- Your objective -
Using the listing below, please print exactly the lines from the one with "Recreate this image" through the one with "const X = ()". Leave out every picture.

(A block of data)
****************

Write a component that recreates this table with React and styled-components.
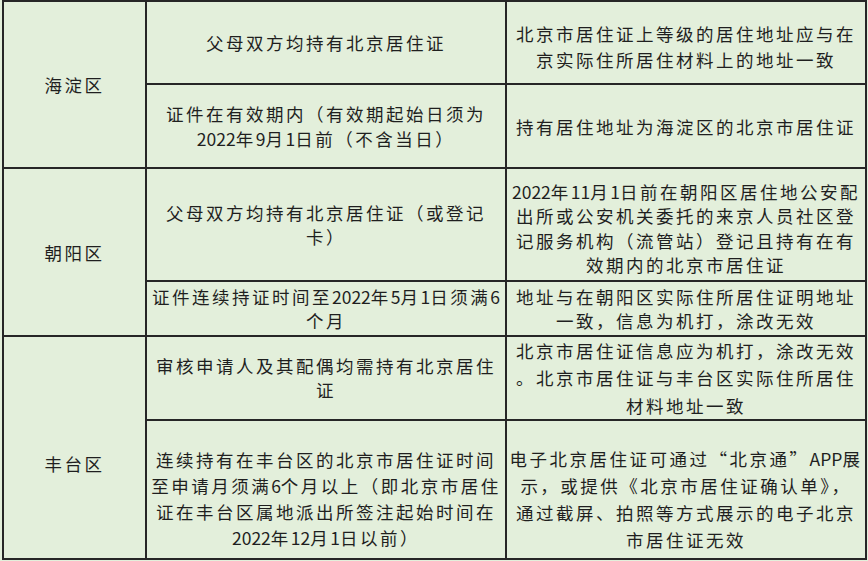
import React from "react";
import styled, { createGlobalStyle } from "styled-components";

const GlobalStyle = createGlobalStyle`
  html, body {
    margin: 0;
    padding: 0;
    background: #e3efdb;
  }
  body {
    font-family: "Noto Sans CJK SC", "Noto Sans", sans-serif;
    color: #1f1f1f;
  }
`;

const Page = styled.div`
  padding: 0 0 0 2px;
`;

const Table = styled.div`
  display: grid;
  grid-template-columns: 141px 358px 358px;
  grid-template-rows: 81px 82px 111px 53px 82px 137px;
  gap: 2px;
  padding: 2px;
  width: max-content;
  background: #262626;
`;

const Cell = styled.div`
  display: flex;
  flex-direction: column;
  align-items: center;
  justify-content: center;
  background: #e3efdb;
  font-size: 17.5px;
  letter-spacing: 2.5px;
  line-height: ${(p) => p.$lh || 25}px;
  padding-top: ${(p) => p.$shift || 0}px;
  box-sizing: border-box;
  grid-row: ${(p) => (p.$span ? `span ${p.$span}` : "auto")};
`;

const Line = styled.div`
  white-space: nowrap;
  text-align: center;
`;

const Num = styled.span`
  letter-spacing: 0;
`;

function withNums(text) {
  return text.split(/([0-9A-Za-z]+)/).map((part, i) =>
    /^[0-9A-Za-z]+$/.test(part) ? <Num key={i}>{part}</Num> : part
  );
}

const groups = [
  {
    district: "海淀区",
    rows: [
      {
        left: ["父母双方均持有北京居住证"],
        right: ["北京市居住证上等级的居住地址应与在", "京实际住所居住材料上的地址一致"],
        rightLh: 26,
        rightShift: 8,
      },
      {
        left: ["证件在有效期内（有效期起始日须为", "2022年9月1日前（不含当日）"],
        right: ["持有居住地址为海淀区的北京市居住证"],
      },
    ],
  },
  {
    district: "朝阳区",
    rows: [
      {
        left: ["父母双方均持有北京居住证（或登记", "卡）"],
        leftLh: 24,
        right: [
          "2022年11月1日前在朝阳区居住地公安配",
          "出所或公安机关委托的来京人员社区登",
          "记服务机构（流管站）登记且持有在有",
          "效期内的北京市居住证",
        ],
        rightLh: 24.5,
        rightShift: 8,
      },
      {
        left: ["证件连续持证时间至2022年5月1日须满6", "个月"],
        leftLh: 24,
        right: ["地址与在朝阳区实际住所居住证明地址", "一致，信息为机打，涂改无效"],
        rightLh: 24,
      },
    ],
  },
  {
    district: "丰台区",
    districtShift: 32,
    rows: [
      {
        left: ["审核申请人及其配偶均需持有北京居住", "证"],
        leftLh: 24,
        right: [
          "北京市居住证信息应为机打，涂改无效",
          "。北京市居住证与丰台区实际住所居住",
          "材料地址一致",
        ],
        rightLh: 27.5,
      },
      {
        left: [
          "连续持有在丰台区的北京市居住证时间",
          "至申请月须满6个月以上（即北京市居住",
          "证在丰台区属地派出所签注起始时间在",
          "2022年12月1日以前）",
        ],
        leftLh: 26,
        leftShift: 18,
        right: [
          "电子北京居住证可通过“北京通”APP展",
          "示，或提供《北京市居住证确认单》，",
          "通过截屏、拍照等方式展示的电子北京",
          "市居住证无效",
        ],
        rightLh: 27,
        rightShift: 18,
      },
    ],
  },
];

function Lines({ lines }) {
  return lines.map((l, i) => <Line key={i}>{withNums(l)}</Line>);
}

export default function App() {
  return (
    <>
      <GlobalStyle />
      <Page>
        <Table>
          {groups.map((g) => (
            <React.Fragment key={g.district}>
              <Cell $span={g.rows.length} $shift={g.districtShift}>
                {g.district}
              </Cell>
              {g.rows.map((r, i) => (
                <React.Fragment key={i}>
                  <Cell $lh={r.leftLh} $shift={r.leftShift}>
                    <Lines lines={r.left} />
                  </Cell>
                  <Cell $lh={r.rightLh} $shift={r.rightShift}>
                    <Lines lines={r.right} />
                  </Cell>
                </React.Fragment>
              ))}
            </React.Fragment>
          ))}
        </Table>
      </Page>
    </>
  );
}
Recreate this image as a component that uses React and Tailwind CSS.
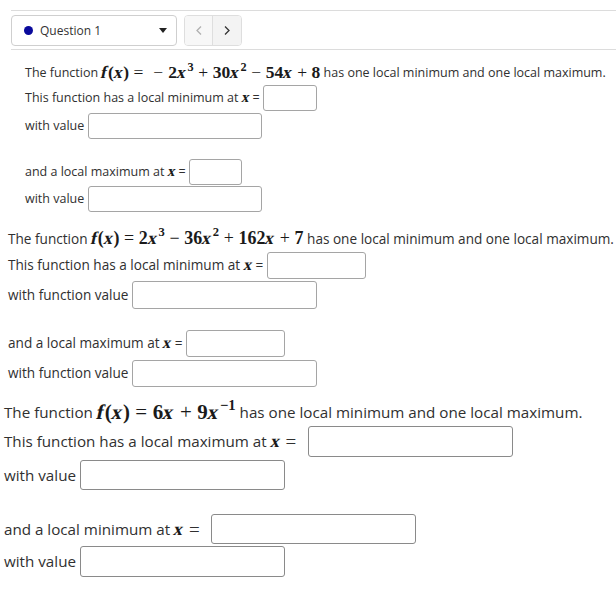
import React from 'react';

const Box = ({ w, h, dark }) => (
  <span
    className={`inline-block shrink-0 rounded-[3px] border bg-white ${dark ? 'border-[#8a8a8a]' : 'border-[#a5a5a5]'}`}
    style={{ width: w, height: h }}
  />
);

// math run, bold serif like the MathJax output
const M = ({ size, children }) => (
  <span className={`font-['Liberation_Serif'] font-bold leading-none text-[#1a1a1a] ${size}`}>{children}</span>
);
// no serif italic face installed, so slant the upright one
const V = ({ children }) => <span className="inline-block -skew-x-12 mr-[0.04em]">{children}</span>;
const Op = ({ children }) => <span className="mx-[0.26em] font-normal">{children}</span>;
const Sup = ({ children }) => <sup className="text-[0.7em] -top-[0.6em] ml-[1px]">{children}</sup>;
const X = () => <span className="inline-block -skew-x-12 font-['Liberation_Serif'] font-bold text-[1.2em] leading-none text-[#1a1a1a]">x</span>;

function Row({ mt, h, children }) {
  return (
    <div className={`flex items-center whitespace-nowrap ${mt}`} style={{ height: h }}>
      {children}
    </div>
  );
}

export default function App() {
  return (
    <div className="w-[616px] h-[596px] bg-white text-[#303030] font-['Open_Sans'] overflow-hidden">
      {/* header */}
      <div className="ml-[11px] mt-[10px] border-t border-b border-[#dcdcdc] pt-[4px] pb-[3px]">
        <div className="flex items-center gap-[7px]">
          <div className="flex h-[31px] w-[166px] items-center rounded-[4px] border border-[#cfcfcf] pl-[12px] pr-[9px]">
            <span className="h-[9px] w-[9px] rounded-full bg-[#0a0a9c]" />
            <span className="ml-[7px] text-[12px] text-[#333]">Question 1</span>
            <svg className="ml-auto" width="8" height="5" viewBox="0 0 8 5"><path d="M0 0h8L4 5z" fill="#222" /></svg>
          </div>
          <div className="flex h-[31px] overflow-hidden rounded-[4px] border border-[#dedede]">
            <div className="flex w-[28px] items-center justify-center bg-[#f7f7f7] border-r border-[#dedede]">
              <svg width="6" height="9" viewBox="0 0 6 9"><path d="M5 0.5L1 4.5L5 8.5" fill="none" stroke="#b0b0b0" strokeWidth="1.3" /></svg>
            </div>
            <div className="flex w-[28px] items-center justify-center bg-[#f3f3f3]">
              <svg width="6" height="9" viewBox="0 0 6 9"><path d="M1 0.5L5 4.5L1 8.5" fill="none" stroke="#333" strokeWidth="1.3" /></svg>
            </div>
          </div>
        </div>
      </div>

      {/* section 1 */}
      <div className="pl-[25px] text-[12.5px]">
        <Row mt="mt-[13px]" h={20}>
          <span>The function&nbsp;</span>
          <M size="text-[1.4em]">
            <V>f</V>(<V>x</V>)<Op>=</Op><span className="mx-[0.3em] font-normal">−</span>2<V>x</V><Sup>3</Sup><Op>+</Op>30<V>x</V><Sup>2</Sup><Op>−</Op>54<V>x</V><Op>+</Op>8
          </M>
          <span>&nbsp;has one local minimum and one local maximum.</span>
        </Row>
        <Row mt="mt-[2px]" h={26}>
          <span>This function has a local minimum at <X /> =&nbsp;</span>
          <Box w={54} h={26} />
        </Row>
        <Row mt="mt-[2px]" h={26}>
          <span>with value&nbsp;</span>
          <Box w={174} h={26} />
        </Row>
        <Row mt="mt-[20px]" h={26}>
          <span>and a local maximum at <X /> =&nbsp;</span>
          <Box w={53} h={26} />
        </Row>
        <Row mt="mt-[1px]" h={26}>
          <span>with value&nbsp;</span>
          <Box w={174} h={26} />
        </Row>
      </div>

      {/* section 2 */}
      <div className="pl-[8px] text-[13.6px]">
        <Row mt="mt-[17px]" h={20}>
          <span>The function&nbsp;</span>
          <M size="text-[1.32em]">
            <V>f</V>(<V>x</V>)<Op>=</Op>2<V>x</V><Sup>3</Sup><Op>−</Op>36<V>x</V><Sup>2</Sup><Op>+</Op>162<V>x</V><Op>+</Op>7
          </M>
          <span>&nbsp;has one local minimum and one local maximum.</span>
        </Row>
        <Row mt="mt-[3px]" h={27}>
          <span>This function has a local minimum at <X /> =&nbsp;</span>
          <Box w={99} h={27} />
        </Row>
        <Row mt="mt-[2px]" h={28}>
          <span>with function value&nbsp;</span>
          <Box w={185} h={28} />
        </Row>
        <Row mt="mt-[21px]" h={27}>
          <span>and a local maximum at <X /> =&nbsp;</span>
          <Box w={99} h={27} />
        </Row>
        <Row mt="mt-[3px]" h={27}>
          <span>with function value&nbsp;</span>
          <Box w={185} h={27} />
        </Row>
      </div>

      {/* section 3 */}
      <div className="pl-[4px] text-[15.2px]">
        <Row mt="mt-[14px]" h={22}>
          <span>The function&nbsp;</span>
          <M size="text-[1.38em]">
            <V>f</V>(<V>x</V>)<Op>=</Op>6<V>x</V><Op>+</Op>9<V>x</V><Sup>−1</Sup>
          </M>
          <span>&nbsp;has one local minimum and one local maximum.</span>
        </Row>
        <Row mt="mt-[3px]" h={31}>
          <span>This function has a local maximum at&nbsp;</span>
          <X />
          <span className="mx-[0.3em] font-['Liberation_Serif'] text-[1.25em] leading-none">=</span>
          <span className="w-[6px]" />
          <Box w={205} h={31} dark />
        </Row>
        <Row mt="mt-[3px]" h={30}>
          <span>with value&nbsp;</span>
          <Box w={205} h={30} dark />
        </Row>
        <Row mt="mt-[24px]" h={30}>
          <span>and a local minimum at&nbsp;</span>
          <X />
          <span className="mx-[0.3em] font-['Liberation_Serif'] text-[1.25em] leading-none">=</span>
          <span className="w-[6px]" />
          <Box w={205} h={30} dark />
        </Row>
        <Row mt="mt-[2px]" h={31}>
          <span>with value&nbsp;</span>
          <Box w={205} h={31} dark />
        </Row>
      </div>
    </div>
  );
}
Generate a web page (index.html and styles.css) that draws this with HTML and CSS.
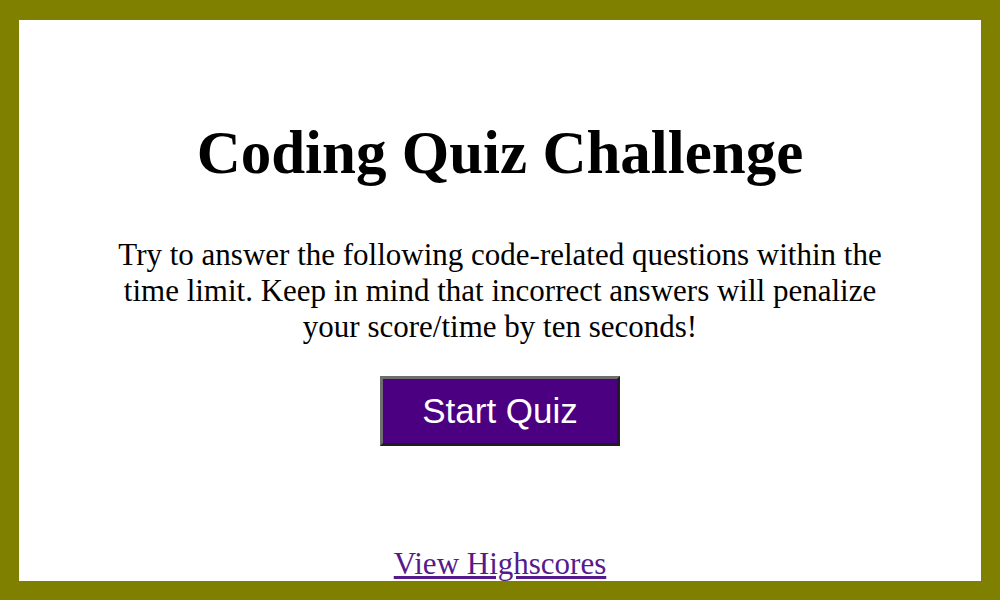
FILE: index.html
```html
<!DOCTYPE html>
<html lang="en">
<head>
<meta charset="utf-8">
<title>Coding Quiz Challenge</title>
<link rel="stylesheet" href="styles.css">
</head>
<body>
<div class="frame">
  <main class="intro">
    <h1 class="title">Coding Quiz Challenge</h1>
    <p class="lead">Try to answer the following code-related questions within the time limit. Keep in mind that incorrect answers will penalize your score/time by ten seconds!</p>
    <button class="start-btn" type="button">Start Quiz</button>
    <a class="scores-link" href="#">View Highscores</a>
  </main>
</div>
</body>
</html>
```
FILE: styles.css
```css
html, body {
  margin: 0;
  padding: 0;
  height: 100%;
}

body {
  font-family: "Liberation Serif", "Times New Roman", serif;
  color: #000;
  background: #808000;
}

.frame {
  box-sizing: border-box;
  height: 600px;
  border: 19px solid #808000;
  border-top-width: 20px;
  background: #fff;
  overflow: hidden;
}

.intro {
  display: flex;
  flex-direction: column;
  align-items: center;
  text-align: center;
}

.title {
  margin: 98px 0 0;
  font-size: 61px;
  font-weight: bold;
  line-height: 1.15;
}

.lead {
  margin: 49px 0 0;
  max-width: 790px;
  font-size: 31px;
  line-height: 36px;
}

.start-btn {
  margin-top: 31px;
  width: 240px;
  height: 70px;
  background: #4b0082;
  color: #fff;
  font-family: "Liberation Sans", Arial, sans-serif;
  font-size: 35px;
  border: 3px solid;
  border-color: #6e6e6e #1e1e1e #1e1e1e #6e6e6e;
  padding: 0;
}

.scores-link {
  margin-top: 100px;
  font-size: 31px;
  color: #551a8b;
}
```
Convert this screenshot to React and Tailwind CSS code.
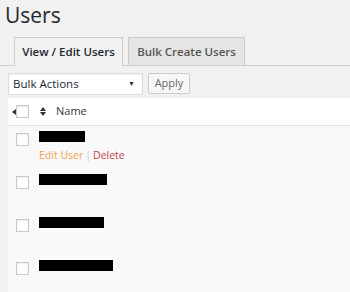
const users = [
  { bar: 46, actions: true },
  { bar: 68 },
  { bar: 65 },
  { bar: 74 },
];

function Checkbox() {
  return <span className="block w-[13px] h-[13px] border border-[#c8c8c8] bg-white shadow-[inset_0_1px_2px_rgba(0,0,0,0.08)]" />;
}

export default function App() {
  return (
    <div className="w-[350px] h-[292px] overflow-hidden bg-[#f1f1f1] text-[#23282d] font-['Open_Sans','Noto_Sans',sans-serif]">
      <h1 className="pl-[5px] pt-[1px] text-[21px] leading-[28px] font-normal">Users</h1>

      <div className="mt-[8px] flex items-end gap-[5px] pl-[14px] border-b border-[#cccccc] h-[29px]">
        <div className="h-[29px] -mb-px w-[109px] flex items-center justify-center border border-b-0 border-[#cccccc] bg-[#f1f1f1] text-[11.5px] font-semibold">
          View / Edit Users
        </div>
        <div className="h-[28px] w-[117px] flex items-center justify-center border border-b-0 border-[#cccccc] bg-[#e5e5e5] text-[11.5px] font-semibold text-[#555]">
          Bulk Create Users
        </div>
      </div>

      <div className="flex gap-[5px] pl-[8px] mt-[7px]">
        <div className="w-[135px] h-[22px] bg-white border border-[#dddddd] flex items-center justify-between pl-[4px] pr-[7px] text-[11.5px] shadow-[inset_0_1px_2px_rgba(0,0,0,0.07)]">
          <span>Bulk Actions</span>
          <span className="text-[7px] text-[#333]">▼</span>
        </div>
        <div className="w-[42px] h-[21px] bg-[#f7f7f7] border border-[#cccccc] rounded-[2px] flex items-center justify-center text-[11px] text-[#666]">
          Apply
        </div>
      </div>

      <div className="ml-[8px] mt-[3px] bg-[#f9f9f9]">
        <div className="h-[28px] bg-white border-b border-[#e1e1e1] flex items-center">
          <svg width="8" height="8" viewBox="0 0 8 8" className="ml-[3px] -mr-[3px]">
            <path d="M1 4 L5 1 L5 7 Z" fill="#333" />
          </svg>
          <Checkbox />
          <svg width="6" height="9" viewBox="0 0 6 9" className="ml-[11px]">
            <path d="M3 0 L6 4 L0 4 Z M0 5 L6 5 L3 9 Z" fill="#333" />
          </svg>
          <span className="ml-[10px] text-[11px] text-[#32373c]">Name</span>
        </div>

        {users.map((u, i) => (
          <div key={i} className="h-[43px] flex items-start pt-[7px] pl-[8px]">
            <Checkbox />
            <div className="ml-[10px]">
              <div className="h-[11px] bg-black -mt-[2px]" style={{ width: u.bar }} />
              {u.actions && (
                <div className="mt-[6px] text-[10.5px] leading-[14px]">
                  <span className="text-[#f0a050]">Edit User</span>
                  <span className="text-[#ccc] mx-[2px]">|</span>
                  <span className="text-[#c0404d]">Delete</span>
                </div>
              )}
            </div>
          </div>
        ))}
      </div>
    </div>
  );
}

****************

- Answer in full -
Recreate this image as a component that uses React and Tailwind CSS.
import React from 'react';

const Box = ({ w, h, dark }) => (
  <span
    className={`inline-block shrink-0 rounded-[3px] border bg-white ${dark ? 'border-[#8a8a8a]' : 'border-[#a5a5a5]'}`}
    style={{ width: w, height: h }}
  />
);

// math run, bold serif like the MathJax output
const M = ({ size, children }) => (
  <span className={`font-['Liberation_Serif'] font-bold leading-none text-[#1a1a1a] ${size}`}>{children}</span>
);
// no serif italic face installed, so slant the upright one
const V = ({ children }) => <span className="inline-block -skew-x-12 mr-[0.04em]">{children}</span>;
const Op = ({ children }) => <span className="mx-[0.26em] font-normal">{children}</span>;
const Sup = ({ children }) => <sup className="text-[0.7em] -top-[0.6em] ml-[1px]">{children}</sup>;
const X = () => <span className="inline-block -skew-x-12 font-['Liberation_Serif'] font-bold text-[1.2em] leading-none text-[#1a1a1a]">x</span>;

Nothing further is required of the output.